━━━━━ Data provided ━━━━━

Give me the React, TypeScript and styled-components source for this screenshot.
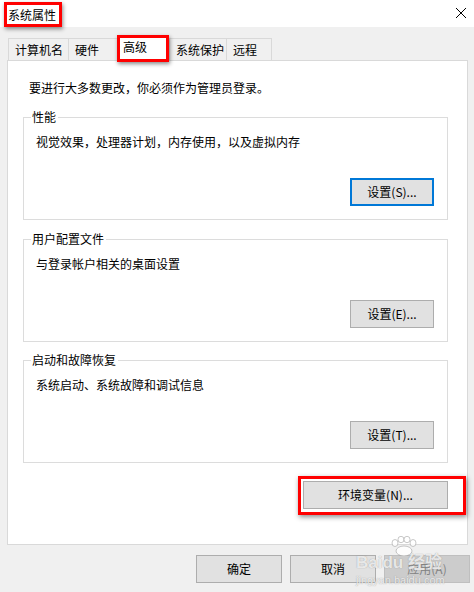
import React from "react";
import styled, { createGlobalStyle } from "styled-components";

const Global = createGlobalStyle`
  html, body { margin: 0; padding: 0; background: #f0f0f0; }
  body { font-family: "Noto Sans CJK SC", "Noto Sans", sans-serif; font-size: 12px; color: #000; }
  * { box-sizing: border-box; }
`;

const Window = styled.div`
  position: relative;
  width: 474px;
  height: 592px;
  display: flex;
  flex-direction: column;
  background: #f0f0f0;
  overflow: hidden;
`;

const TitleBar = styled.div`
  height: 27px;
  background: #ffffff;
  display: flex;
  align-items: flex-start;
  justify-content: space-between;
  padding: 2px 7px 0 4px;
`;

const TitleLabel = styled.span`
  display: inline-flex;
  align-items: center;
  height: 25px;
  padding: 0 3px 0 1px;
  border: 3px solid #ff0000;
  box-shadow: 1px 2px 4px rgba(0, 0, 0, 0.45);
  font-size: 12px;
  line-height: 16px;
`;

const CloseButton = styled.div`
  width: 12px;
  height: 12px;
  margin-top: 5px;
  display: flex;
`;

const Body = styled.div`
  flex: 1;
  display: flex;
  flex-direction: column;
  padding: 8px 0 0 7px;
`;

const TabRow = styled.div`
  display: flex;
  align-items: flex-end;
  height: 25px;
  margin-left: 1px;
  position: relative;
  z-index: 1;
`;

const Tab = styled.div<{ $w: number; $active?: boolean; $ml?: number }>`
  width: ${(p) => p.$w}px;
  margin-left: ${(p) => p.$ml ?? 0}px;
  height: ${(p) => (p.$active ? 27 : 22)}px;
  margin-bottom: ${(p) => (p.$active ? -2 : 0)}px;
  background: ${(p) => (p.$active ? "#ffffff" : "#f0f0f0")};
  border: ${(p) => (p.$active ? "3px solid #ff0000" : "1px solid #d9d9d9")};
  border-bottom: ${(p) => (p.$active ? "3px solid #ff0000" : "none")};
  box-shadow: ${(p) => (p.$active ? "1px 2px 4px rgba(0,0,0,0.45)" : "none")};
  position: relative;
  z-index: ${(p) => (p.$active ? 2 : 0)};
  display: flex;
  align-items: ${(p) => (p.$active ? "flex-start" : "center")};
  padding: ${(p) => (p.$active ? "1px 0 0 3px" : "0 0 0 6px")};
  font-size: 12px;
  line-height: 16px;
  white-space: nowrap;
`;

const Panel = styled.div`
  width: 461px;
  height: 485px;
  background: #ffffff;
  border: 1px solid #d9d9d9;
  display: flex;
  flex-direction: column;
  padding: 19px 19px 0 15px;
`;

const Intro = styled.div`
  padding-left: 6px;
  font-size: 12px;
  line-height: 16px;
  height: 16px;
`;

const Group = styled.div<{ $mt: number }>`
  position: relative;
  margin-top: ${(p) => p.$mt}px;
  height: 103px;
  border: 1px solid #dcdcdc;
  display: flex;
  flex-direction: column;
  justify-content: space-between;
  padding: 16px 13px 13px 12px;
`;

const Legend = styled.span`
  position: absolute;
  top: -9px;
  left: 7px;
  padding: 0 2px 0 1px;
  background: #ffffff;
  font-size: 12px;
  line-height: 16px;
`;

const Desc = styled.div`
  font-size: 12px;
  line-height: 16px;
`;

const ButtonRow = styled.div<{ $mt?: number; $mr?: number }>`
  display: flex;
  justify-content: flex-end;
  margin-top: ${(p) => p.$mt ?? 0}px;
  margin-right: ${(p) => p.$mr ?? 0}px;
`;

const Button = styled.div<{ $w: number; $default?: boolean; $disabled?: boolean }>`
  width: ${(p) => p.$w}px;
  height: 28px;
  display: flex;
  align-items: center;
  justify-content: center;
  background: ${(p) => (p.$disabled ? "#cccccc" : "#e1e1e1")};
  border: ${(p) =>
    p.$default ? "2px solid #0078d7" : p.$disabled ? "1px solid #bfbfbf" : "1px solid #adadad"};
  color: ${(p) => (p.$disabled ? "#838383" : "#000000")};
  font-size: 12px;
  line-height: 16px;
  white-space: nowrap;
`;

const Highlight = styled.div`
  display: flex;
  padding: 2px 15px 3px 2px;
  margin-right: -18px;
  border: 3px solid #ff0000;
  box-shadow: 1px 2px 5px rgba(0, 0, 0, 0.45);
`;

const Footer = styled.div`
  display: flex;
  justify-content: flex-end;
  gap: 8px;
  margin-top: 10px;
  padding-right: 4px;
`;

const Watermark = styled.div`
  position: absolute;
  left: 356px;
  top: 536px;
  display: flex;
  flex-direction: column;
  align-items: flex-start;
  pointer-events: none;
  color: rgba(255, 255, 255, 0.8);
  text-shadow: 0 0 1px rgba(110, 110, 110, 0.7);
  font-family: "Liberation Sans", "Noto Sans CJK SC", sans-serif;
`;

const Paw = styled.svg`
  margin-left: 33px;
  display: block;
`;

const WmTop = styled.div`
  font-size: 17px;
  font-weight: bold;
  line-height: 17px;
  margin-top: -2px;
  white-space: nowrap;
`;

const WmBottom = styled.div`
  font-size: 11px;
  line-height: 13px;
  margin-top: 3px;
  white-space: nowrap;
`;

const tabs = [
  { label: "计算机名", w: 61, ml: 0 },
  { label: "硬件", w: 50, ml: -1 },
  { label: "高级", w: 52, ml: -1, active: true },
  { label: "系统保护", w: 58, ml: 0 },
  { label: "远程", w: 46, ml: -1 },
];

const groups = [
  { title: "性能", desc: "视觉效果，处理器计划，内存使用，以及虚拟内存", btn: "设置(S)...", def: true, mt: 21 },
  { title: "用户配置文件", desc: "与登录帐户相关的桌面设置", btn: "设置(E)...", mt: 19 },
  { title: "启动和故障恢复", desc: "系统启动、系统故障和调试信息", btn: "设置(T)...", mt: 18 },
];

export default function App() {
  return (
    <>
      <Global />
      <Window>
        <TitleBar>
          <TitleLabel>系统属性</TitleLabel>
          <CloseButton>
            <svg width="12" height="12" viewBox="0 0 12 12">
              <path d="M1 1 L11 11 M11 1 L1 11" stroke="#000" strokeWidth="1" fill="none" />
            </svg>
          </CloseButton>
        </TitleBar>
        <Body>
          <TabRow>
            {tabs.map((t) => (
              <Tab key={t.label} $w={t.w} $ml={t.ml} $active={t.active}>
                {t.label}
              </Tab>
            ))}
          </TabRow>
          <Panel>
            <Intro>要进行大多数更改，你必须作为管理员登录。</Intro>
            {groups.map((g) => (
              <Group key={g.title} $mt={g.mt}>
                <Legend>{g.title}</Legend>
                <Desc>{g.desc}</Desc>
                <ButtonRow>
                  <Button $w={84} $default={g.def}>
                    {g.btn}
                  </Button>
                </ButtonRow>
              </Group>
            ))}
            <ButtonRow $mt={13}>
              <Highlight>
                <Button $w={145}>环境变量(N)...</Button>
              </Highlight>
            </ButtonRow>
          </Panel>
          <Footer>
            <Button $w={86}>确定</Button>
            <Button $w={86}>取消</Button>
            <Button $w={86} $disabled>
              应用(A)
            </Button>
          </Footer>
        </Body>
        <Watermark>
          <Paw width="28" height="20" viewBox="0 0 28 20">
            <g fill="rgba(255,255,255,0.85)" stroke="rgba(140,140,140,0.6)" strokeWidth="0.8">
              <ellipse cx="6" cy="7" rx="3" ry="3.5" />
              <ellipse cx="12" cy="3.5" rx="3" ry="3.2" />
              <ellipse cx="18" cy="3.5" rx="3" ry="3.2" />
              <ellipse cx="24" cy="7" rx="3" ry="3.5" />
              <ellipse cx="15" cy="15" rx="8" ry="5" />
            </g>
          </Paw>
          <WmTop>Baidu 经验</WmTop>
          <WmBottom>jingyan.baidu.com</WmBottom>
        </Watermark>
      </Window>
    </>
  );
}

━━━━━
━━━━━ Data provided ━━━━━

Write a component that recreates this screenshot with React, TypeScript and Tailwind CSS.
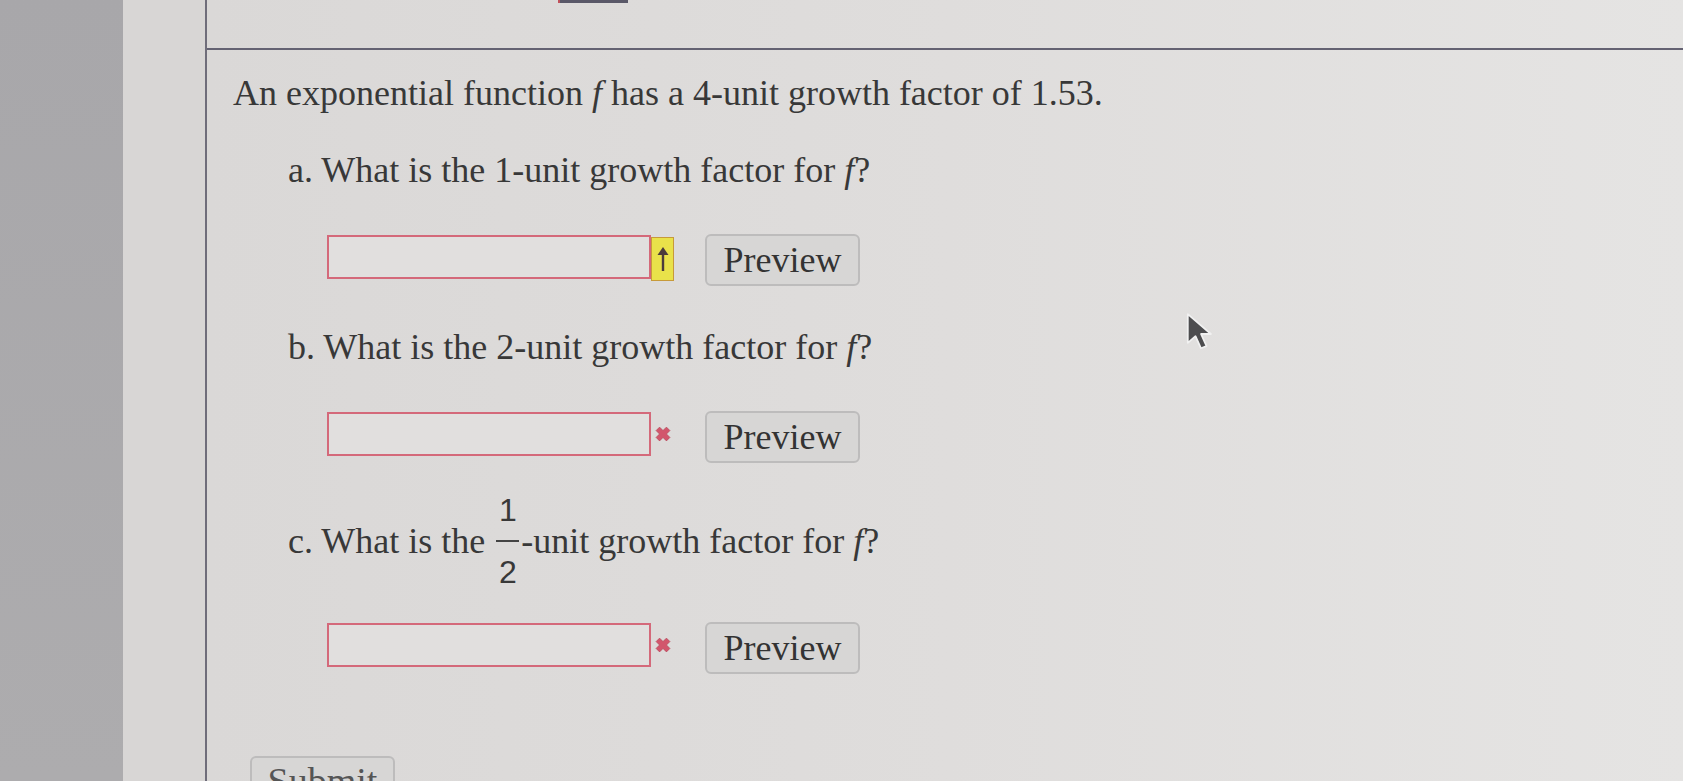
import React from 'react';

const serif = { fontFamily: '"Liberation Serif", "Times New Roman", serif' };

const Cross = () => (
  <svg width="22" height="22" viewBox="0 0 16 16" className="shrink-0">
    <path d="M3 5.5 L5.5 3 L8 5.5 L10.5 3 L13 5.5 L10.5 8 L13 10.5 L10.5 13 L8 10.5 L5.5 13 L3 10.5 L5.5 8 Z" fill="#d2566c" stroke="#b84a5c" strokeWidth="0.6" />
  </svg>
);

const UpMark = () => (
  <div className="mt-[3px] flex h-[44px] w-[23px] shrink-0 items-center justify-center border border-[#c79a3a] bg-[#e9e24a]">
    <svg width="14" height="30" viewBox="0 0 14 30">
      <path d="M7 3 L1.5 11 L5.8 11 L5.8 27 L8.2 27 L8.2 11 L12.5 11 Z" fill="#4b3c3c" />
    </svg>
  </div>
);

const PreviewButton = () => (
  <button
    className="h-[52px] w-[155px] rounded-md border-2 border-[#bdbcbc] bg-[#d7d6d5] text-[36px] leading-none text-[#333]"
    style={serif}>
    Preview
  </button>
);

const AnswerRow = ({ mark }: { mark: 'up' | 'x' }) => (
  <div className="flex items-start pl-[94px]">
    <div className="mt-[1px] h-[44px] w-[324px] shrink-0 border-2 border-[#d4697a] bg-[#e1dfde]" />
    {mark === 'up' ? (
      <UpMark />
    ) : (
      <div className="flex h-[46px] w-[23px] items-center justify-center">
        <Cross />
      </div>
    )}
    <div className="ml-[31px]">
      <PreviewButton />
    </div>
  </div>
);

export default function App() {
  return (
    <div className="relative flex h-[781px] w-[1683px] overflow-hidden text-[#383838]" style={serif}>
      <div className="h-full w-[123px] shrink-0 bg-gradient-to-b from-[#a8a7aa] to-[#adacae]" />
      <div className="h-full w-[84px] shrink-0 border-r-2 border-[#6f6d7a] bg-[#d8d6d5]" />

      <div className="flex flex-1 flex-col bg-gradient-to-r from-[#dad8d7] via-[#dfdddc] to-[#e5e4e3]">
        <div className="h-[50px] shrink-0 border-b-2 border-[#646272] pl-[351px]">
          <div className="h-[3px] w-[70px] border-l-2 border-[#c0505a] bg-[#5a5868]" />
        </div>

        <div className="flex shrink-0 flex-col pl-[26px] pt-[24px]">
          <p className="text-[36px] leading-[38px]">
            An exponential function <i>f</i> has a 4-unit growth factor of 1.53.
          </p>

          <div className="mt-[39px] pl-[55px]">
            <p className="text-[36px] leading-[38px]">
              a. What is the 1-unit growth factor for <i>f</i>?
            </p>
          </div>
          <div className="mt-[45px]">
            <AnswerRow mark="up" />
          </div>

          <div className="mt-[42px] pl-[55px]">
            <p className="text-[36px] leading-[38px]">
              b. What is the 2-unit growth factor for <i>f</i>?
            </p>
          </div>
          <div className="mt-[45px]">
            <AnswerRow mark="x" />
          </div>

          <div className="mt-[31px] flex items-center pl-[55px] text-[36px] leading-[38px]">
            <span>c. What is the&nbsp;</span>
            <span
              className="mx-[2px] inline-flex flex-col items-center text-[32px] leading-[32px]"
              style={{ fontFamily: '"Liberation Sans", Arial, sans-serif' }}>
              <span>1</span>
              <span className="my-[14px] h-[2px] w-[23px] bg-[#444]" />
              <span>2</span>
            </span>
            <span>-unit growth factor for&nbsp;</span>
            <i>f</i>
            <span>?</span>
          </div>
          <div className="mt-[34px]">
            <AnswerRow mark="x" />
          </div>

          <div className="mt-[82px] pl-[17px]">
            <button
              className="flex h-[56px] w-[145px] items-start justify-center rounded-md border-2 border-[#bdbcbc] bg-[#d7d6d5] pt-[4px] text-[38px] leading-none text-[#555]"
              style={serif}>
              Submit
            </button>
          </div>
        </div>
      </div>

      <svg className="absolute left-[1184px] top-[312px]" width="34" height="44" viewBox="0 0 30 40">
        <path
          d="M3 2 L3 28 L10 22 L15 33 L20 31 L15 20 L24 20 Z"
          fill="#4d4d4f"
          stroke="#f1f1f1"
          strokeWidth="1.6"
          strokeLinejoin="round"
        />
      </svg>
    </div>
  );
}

━━━━━

Your goal ->
Look for the word "components" in every line of the listing and copy the lines that have it.

Worked solution ->
Give me the React, TypeScript and styled-components source for this screenshot.
import styled, { createGlobalStyle } from "styled-components";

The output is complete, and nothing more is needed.